Con todo, este desgraciado episodio, penúltimo eslabón de la agonía de Zapatero, tiene también sus aspectos positivos. Primero: se ha acabado el tiempo de los eufemismos. Ya no hay siquiera el esfuerzo de revestir con tópicos ideológicos la cruda realidad de la impotencia de los Gobiernos. Tanto Zapatero como Alonso lo han dicho sin ambages: "Es la opción más suave para calmar a los mercados", es "para intentar salvar a España de la presión de los mercados". Segundo: se ha roto el tabú de la reforma constitucional. Adiós al discurso que presentaba cualquier intento de renovar la Constitución como un atentado a la estabilidad democrática. Ahora ya sabemos que si PP y PSOE se lo proponen la Constitución se cambia y además a la carrera, sin espacio para la deliberación pública. Se ha abierto una espita para todos aquellos que piensan (o que pensamos) que a la Constitución ya le toca un baldeo. La vida política se reactivaría si florecieran las propuestas. Aunque no ignoro que el pacto PSOE-PP lleva incorporado un candado para cerrar la Constitución a cualquier otra iniciativa.

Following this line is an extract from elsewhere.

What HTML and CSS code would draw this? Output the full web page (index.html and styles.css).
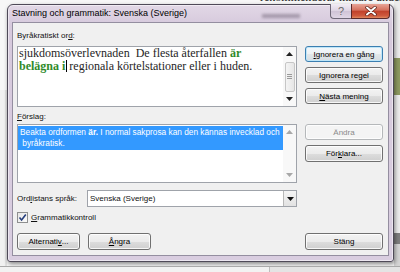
FILE: index.html
```html
<!DOCTYPE html>
<html lang="sv">
<head>
    <meta charset="UTF-8">
    <title>Stavning och grammatik</title>
    <link rel="stylesheet" href="styles.css">
</head>
<body>
    <div class="doc"><span>rekommenderar mindre undersökningar</span></div>
    <div class="window">
        <div class="titlebar">
            <span class="title">Stavning och grammatik: Svenska (Sverige)</span>
            <span class="glow"></span>
            <div class="caption">
                <span class="cap help">?</span>
                <span class="cap close">
                    <svg width="14" height="10" viewBox="0 0 14 10">
                        <path d="M3 1.5L11 8.5M11 1.5L3 8.5" stroke="#5a1e14" stroke-width="3.4" stroke-linecap="round"/>
                        <path d="M3 1.5L11 8.5M11 1.5L3 8.5" stroke="#fff" stroke-width="2" stroke-linecap="round"/>
                    </svg>
                </span>
            </div>
        </div>

        <div class="client">
            <div class="label">Byråkratiskt or<u>d</u>:</div>
            <div class="row">
                <div class="box textbox">
                    <div class="text">sjukdomsöverlevnaden&nbsp; De flesta återfallen <b class="hit">är</b><br><b class="hit">belägna i</b><i class="caret"></i>regionala körtelstationer eller i huden.</div>
                    <div class="vscroll">
                        <svg width="7" height="4" viewBox="0 0 7 4"><path d="M0 4L3.5 0L7 4z"/></svg>
                        <span class="thumb"><i></i><i></i><i></i></span>
                        <svg width="7" height="4" viewBox="0 0 7 4"><path d="M0 0L3.5 4L7 0z"/></svg>
                    </div>
                </div>
                <div class="side">
                    <span class="btn focus"><u>I</u>gnorera en gång</span>
                    <span class="btn">Ignorera re<u>g</u>el</span>
                    <span class="btn"><u>N</u>ästa mening</span>
                </div>
            </div>

            <div class="label second"><u>F</u>örslag:</div>
            <div class="row">
                <div class="box suggest">
                    <div class="list">
                        <div class="item">Beakta ordformen <b>är.</b> I normal sakprosa kan den kännas invecklad och<br>&nbsp;byråkratisk.</div>
                    </div>
                    <div class="vscroll off">
                        <svg width="7" height="4" viewBox="0 0 7 4"><path d="M0 4L3.5 0L7 4z"/></svg>
                        <svg width="7" height="4" viewBox="0 0 7 4"><path d="M0 0L3.5 4L7 0z"/></svg>
                    </div>
                </div>
                <div class="side">
                    <span class="btn disabled">Ändra</span>
                    <span class="btn tall">För<u>k</u>lara...</span>
                </div>
            </div>

            <div class="lang">
                <span class="lang-label">Ord<u>l</u>istans språk:</span>
                <div class="select">
                    <span class="value">Svenska (Sverige)</span>
                    <span class="drop">
                        <svg width="7" height="4" viewBox="0 0 7 4"><path d="M0 0L3.5 4L7 0z"/></svg>
                    </span>
                </div>
            </div>

            <div class="check">
                <span class="checkbox">
                    <svg width="9" height="9" viewBox="0 0 9 9"><path d="M1.5 4.5L3.6 7L7.8 1.4" fill="none" stroke="#253e7c" stroke-width="1.6"/></svg>
                </span>
                <span><u>G</u>rammatikkontroll</span>
            </div>

            <div class="footer">
                <div class="footer-left">
                    <span class="btn wide">Alternati<u>v</u>...</span>
                    <span class="btn wide"><u>Å</u>ngra</span>
                </div>
                <span class="btn close-btn">Stäng</span>
            </div>
        </div>
    </div>
    <div class="taskbar"></div>
</body>
</html>
```

FILE: styles.css
```css
body {
    margin: 0;
    width: 400px;
    height: 272px;
    overflow: hidden;
    font-family: "Liberation Sans", Arial, sans-serif;
    font-size: 8px;
    color: #111;
    background:
        linear-gradient(#ececec 58px, #8d9960 58px, #8d9960 95px, #ececec 95px, #ececec 233px, #7e7e7e 233px, #7e7e7e 244px, #d4d4d4 244px) right top / 6px 100% no-repeat,
        linear-gradient(to right, #f1f1f1 5px, #e2e2e2 5px, #e2e2e2 7px, transparent 7px) left 90px / 7px 100% no-repeat,
        #f7f7f7;
}
.doc {
    height: 4px;
    overflow: hidden;
}
.doc span {
    display: block;
    margin-top: -9px;
    padding-left: 260px;
    font: 12px/12px "Liberation Serif", serif;
    white-space: nowrap;
    color: #222;
}

/* window frame */
.window {
    box-sizing: border-box;
    width: 387px;
    height: 258px;
    margin-left: 7px;
    border: 1px solid #4f4a58;
    border-radius: 6px 6px 3px 3px;
    background: linear-gradient(#e2d8e6, #d6c9dc 20px, #d9cde0);
    box-shadow: 1px 2px 4px rgba(0, 0, 0, 0.45), inset 0 0 0 1px rgba(255, 255, 255, 0.5);
}
.titlebar {
    display: flex;
    align-items: flex-start;
    height: 17px;
    padding-left: 4px;
}
.title {
    font-size: 9px;
    line-height: 17px;
    color: #000;
    white-space: nowrap;
}
.glow {
    width: 38px;
    height: 4px;
    margin: 9px 30px 0 auto;
    background: rgba(60, 50, 70, 0.35);
    filter: blur(1.5px);
}
.caption {
    display: flex;
    margin-right: 3px;
    margin-top: -1px;
}
.cap {
    box-sizing: border-box;
    height: 15px;
    display: flex;
    align-items: center;
    justify-content: center;
    border: 1px solid #6f6878;
    border-top: none;
}
.help {
    width: 21px;
    border-radius: 0 0 0 4px;
    border-right: none;
    background: linear-gradient(#f2ecf4, #ddd3e2 50%, #cfc3d6 51%, #e0d6e6);
    font-size: 11px;
    color: #6a6a6a;
}
.close {
    width: 39px;
    border-radius: 0 0 4px 0;
    border-color: #5a2a2a;
    background: linear-gradient(#e8a597, #d46f5c 45%, #c0402a 50%, #cf5a3e 85%, #e08a60);
}

/* client area */
.client {
    box-sizing: border-box;
    height: 234px;
    margin: 0 4px;
    padding: 8px 5px 0 4px;
    border: 1px solid #948ea0;
    background: #f0f0f0;
}
.label {
    height: 10px;
    line-height: 10px;
    margin-bottom: 5px;
}
.label.second {
    margin-top: 5px;
    margin-bottom: 2px;
}
.row {
    display: flex;
    gap: 8px;
}
.box {
    box-sizing: border-box;
    width: 280px;
    display: flex;
    border: 1px solid #9fa3aa;
    background: #fff;
}
.textbox {
    height: 61px;
}
.text {
    flex: 1;
    padding-left: 1px;
    font: 12px/12.5px "Liberation Serif", serif;
    color: #262626;
    white-space: nowrap;
}
.hit {
    color: #2f8a2a;
}
.caret {
    display: inline-block;
    width: 1px;
    height: 12px;
    margin: 0 2px 0 1px;
    vertical-align: -2px;
    background: #000;
}
.vscroll {
    width: 13px;
    display: flex;
    flex-direction: column;
    align-items: center;
    justify-content: space-between;
    padding: 5px 0;
    box-sizing: border-box;
    background: #f8f8f8;
}
.vscroll svg {
    fill: #222;
}
.vscroll.off svg {
    fill: #a8a8a8;
}
.thumb {
    box-sizing: border-box;
    width: 10px;
    height: 30px;
    display: flex;
    flex-direction: column;
    align-items: center;
    justify-content: center;
    gap: 1px;
    border: 1px solid #c6c6c6;
    border-radius: 2px;
    background: linear-gradient(to right, #f4f4f4, #e6e6e6);
}
.thumb i {
    width: 5px;
    height: 1px;
    background: #9a9a9a;
}
.side {
    width: 78px;
    display: flex;
    flex-direction: column;
    gap: 5px;
}
.btn {
    box-sizing: border-box;
    height: 16px;
    display: flex;
    align-items: center;
    justify-content: center;
    border: 1px solid #707070;
    border-radius: 3px;
    background: linear-gradient(#f3f3f3, #ebebeb 50%, #dddddd 51%, #cfcfcf);
    box-shadow: inset 0 0 0 1px rgba(255, 255, 255, 0.8);
    color: #000;
    white-space: nowrap;
}
.btn.focus {
    border-color: #3c7fb1;
    box-shadow: inset 0 0 0 1px #bfe6f8;
    background: linear-gradient(#f4f8fb, #edf1f4 50%, #e2e7ea 51%, #d6dde2);
}
.btn.disabled {
    border-color: #b5b8ba;
    background: #f4f4f4;
    color: #8a8a8a;
}
.btn.tall {
    height: 17px;
}
.suggest {
    height: 59px;
}
.list {
    flex: 1;
    padding-top: 1px;
}
.item {
    padding: 1px 2px;
    font-size: 8.3px;
    line-height: 11px;
    background: #3399ff;
    color: #fff;
    white-space: nowrap;
}

/* language and checkbox */
.lang {
    display: flex;
    align-items: center;
    margin-top: 7px;
    width: 280px;
}
.lang-label {
    width: 70px;
}
.select {
    box-sizing: border-box;
    flex: 1;
    height: 17px;
    display: flex;
    align-items: center;
    border: 1px solid #9fa3aa;
    background: #fff;
}
.value {
    flex: 1;
    padding-left: 2px;
}
.drop {
    box-sizing: border-box;
    width: 13px;
    height: 15px;
    display: flex;
    align-items: center;
    justify-content: center;
    border-left: 1px solid #b8b8b8;
    background: linear-gradient(#f4f4f4, #e2e2e2);
}
.drop svg {
    fill: #111;
}
.check {
    display: flex;
    align-items: center;
    gap: 3px;
    margin-top: 5px;
    height: 11px;
}
.checkbox {
    box-sizing: border-box;
    width: 11px;
    height: 11px;
    display: flex;
    align-items: center;
    justify-content: center;
    border: 1px solid #8e8f8f;
    background: linear-gradient(135deg, #e6e6e6, #fbfbfb);
}
.footer {
    display: flex;
    justify-content: space-between;
    margin-top: 10px;
}
.footer-left {
    display: flex;
    gap: 8px;
}
.btn.wide {
    width: 63px;
    height: 17px;
}
.btn.close-btn {
    width: 78px;
    height: 17px;
}
.taskbar {
    margin-top: 4px;
    height: 8px;
    border-top: 1px solid #a9a9a9;
    background: linear-gradient(to right, #f2f2f2 269px, #bdbdbd 269px, #bdbdbd 270px, #e4e4e4 270px);
}
```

La despedida de Zapatero tiene algo de trágica. Es fiel reflejo de su trayectoria: incapaz de preñar de sentido a la cosa pública, su aventura se ha convertido en la historia de un bluff comunicacional. La evolución de su rictus da para una tesis doctoral. La reforma constitucional es la última vuelta de tuerca a un fracaso: aumenta la desconfianza y el escepticismo de los ciudadanos y deja a la izquierda desmantelada ideológicamente, escorando de modo peligroso el sistema político hacia la derecha. Llegó prometiendo cambiar España y, como ocurre casi siempre, el mundo le ha cambiado a él. La reforma ha sido la puntilla que Zapatero se ha dado a sí mismo y a su partido.